Sakurai 1.17 - Operators and Complete Eigenkets

[Domnu]

I'm pretty sure this is correct, but could someone verify for rigor?

Problem
Two observables A_1 and A_2, which do not involve time explicitly, are known not to commute, yet we also know that A_1 and A_2 both commute with the Hamiltonian. Prove that the energy eigenstates are, in general, degenerate. Are there exceptions?

The attempt at a solution
Since [H,A_1]=0, we know that there are complete eigenkets that A_1 and H share. The same is true for A_2. Now, generally, two observables that do not commute do not share eigenkets. Thus, we know that there exist two distinct eigenstates such that H|a\ket = e|a\ket; particularly, each |a\ket can be brought from the eigenkets of A_1,A_2.

 

[Domnu]

come on 25 views and no post? :(

 

[Dick]

Impatience is not a virtue.
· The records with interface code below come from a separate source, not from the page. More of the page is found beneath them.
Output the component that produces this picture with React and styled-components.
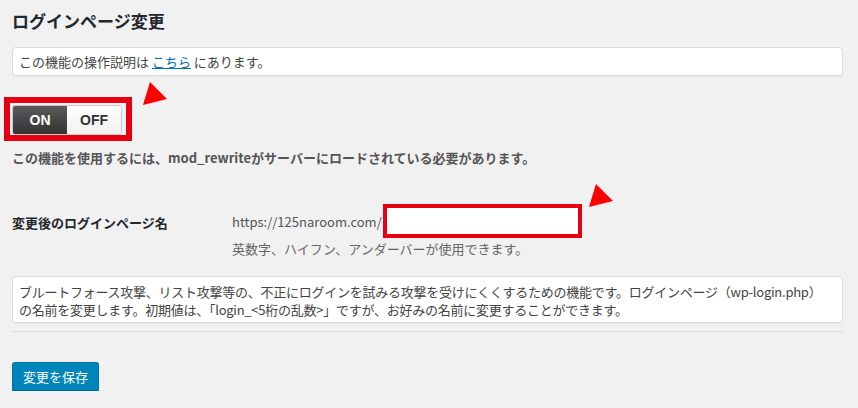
import React from 'react';
import styled, { createGlobalStyle } from 'styled-components';

const GlobalStyle = createGlobalStyle`
  html, body {
    margin: 0;
    padding: 0;
    background: #f1f1f1;
  }
  body {
    font-family: "Noto Sans CJK JP", "Noto Sans", sans-serif;
    font-size: 13px;
    color: #444;
  }
`;

const Page = styled.div`
  padding: 8px 15px 0 12px;
  width: 858px;
  box-sizing: border-box;
`;

const Title = styled.h2`
  margin: 0;
  font-size: 17px;
  line-height: 26px;
  font-weight: 700;
  color: #23282d;
`;

const Box = styled.div`
  margin-top: ${(p) => p.$top}px;
  background: #fff;
  border: 1px solid #dcdcdc;
  border-radius: 4px;
  box-shadow: 0 1px 1px rgba(0, 0, 0, 0.04);
  padding: ${(p) => (p.$multi ? '6px 6px 3px' : '5px 6px')};
  line-height: ${(p) => (p.$multi ? 18 : 17)}px;
  letter-spacing: ${(p) => (p.$multi ? '-0.25px' : 'normal')};
  white-space: ${(p) => (p.$multi ? 'nowrap' : 'normal')};
  color: #444;
`;

const Link = styled.a`
  color: #0073aa;
  text-decoration: underline;
`;

const Annotated = styled.div`
  position: relative;
  display: inline-block;
`;

const Arrow = styled.svg`
  position: absolute;
  left: ${(p) => p.$left}px;
  top: ${(p) => p.$top}px;
  width: 26px;
  height: 25px;
`;

const Highlight = styled.div`
  margin: 21px 0 0 -8px;
  display: inline-block;
  border: 6px solid #e60012;
  padding: 2px 4px 0 2px;
`;

const Toggle = styled.div`
  display: flex;
  width: 110px;
  height: 30px;
  border: 1px solid #c8c8c8;
  border-radius: 3px;
  box-sizing: border-box;
  overflow: hidden;
`;

const ToggleSide = styled.div`
  flex: 1;
  display: flex;
  align-items: center;
  justify-content: center;
  font-family: "Liberation Sans", Arial, sans-serif;
  font-weight: 700;
  font-size: 14px;
  color: ${(p) => (p.$active ? '#fff' : '#333')};
  background: ${(p) =>
    p.$active
      ? 'linear-gradient(#5a5a5a, #333)'
      : 'linear-gradient(#fdfdfd, #f1f1f1)'};
`;

const Note = styled.p`
  margin: 7px 0 0;
  line-height: 20px;
  font-weight: 700;
  color: #555;
`;

const FormRow = styled.div`
  margin-top: 36px;
  display: grid;
  grid-template-columns: 220px 1fr;
  align-items: center;
`;

const Label = styled.div`
  font-weight: 700;
  color: #23282d;
  padding-top: 3px;
`;

const Field = styled.div`
  display: flex;
  align-items: center;
  color: #555;
`;

const Input = styled.input`
  width: 199px;
  height: 34px;
  box-sizing: border-box;
  border: 4px solid #e60012;
  background: #fff;
  margin: 0 0 0 1px;
  outline: none;
`;

const Hint = styled.div`
  margin-top: 2px;
  padding-left: 220px;
  line-height: 18px;
  color: #666;
`;

const Divider = styled.hr`
  margin: 8px 0 0;
  border: 0;
  border-top: 1px solid #dcdcdc;
`;

const SaveButton = styled.button`
  margin-top: 30px;
  height: 29px;
  padding: 0 10px;
  background: #0085ba;
  border: 1px solid #0073aa;
  border-bottom-color: #006799;
  border-radius: 3px;
  box-shadow: 0 1px 0 #006799;
  color: #fff;
  font-family: "Noto Sans CJK JP", sans-serif;
  font-size: 13px;
`;

const RedArrow = ({ left, top }) => (
  <Arrow $left={left} $top={top} viewBox="0 0 26 25">
    <polygon points="0,23 7,0 24,17" fill="#f00" />
  </Arrow>
);

export default function App() {
  return (
    <>
      <GlobalStyle />
      <Page>
        <Title>ログインページ変更</Title>
        <Box $top={13}>
          この機能の操作説明は <Link href="#">こちら</Link> にあります。
        </Box>
        <Annotated>
          <Highlight>
            <Toggle>
              <ToggleSide $active>ON</ToggleSide>
              <ToggleSide>OFF</ToggleSide>
            </Toggle>
          </Highlight>
          <RedArrow left={131} top={6} />
        </Annotated>
        <Note>この機能を使用するには、mod_rewriteがサーバーにロードされている必要があります。</Note>
        <FormRow>
          <Label>変更後のログインページ名</Label>
          <Field>
            https://125naroom.com/
            <Annotated>
              <Input type="text" />
              <RedArrow left={207} top={-20} />
            </Annotated>
          </Field>
        </FormRow>
        <Hint>英数字、ハイフン、アンダーバーが使用できます。</Hint>
        <Box $top={18} $multi>
          ブルートフォース攻撃、リスト攻撃等の、不正にログインを試みる攻撃を受けにくくするための機能です。ログインページ（wp-login.php）
          <br />
          の名前を変更します。初期値は、「login_&lt;5桁の乱数&gt;」ですが、お好みの名前に変更することができます。
        </Box>
        <Divider />
        <SaveButton>変更を保存</SaveButton>
      </Page>
    </>
  );
}
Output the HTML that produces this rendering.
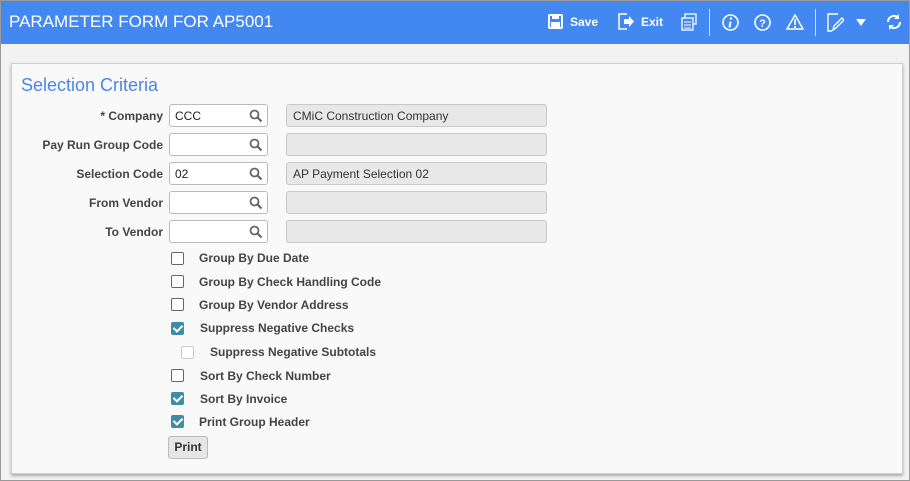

Can't A1 and A2 commute on a subspace without commuting on the whole space?

 

[Domnu]

Heh, it was more of a bump since it was already on the second page :) Yes, they can, but the question asks "generally," and "generally" this doesn't happen, right?

 

[Dick]

Ok, considered as a teasing bump. But the question asks, are there exceptions? I.e. could there be energy eigenstates that aren't degenerate? At least that's how I read it.